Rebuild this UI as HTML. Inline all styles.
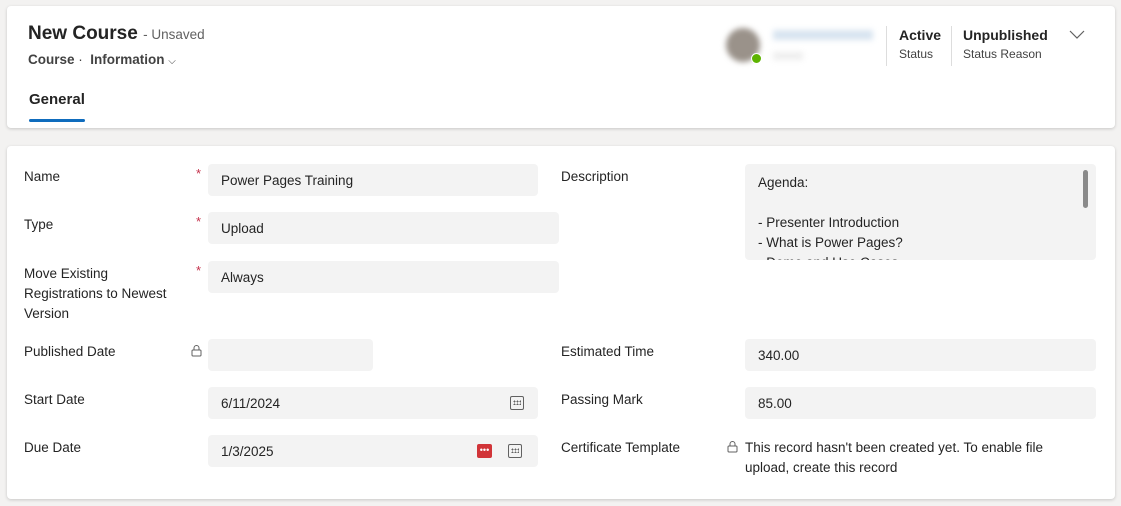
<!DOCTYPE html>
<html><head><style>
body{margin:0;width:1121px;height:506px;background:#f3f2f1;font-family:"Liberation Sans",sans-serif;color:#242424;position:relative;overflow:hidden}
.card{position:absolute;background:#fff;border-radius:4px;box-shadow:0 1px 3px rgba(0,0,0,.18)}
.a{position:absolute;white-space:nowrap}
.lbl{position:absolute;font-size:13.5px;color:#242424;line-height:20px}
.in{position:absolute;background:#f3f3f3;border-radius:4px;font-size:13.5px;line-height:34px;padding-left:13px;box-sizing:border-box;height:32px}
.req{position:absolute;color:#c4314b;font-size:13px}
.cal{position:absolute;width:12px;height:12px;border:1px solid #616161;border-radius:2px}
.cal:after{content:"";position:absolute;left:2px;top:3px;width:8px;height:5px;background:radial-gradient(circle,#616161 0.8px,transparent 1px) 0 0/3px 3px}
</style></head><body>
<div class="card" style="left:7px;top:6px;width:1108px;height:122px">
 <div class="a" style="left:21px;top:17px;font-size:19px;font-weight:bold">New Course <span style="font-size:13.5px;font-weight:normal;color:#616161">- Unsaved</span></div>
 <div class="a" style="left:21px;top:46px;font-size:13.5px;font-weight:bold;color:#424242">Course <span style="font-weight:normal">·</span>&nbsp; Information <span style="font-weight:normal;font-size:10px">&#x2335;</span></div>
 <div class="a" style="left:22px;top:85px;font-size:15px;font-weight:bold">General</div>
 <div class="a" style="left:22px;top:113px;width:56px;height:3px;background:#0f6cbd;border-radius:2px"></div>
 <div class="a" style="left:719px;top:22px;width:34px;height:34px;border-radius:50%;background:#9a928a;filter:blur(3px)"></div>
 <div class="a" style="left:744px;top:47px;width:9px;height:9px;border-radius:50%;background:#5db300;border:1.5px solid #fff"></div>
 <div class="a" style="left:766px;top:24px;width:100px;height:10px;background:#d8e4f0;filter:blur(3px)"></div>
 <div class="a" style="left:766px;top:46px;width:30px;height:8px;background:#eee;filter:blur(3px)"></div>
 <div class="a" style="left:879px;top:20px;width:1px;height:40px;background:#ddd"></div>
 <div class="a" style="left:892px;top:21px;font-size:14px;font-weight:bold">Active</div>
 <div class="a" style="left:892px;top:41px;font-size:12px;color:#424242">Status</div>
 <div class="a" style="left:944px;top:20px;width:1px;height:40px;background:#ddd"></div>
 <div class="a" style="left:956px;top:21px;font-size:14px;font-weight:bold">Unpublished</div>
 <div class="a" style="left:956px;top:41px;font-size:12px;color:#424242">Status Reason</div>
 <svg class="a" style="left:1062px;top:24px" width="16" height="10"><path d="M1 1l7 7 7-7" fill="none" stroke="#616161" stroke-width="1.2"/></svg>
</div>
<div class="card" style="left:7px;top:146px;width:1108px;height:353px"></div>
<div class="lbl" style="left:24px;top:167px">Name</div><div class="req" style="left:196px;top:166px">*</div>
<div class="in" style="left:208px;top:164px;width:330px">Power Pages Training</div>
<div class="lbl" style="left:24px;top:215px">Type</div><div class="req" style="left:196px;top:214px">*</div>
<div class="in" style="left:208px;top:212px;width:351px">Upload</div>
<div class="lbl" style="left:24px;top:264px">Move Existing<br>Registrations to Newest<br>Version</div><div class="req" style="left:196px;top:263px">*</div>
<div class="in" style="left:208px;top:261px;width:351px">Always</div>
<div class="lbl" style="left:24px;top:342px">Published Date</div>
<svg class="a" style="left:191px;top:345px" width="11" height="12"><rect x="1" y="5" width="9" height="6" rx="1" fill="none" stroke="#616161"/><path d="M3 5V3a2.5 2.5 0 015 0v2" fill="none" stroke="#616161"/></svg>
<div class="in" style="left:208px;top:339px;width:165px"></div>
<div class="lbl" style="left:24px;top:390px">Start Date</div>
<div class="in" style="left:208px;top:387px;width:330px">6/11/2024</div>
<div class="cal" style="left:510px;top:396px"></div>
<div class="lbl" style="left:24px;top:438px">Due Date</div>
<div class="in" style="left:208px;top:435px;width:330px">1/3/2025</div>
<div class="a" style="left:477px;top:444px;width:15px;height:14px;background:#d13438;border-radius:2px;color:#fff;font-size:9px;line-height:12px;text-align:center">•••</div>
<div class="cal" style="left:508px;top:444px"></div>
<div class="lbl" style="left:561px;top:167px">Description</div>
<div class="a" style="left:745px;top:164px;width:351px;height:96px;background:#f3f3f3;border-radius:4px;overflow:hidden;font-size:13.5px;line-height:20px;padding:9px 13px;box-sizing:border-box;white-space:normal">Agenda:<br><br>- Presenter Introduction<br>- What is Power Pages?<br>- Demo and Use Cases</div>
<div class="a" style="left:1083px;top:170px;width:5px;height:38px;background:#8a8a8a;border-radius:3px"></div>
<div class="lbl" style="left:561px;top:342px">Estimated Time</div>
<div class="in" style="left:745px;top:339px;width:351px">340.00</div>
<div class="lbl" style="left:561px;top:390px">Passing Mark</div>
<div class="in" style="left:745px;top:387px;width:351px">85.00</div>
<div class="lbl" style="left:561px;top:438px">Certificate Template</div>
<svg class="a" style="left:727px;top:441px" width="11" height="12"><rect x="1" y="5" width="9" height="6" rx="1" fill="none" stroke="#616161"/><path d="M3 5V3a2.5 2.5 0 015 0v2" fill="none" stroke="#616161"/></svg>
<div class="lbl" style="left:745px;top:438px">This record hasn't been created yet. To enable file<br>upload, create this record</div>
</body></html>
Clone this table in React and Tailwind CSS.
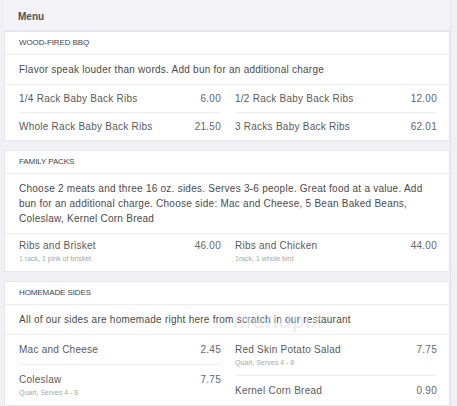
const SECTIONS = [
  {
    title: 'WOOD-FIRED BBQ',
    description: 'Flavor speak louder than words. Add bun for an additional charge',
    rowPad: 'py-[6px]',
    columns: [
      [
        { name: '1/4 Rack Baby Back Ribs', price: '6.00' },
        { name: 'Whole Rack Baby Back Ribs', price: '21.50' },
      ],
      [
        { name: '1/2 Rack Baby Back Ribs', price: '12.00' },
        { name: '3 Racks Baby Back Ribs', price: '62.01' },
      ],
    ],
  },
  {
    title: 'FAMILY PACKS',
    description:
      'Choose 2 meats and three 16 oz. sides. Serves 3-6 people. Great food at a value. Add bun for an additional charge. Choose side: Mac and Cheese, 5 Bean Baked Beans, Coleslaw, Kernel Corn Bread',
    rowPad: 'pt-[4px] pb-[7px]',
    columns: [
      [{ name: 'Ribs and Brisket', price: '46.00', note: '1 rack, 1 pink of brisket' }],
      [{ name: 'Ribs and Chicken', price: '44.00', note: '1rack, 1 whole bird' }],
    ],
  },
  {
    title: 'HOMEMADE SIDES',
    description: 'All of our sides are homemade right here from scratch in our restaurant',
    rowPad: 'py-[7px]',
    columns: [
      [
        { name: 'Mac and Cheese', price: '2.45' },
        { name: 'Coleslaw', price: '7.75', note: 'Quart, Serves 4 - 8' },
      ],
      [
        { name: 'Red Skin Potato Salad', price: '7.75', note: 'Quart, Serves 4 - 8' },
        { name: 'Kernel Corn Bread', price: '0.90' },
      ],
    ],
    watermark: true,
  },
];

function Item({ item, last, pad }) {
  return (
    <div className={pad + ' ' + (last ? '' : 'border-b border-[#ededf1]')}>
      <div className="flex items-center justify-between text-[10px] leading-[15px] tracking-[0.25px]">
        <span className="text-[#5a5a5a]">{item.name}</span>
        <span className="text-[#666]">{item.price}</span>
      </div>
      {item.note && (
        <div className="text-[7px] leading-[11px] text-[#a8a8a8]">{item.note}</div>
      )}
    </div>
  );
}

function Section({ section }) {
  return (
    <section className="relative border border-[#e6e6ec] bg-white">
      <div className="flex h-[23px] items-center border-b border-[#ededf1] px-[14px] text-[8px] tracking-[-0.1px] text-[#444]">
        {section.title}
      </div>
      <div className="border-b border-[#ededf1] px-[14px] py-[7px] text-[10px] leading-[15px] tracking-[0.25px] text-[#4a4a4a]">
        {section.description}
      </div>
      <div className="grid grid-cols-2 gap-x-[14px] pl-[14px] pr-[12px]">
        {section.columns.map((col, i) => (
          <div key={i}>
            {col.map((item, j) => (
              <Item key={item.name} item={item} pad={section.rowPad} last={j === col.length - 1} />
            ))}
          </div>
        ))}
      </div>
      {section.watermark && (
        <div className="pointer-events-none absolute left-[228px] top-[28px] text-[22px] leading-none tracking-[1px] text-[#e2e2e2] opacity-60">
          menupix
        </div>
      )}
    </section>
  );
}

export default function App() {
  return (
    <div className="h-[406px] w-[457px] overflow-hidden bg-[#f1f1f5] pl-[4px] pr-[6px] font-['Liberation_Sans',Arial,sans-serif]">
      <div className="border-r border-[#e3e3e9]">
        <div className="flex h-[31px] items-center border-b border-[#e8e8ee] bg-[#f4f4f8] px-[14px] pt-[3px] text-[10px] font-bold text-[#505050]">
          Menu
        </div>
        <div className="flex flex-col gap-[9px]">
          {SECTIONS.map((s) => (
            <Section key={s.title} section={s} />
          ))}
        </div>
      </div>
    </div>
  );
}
════════════════════
**Prompt**: Within the data above, pick out all lines holding the word "this".

**Task answer**:
Rebuild this UI as HTML. Inline all styles.
<div class="lbl" style="left:745px;top:438px">This record hasn't been created yet. To enable file<br>upload, create this record</div>
Clone this table in React and Tailwind CSS.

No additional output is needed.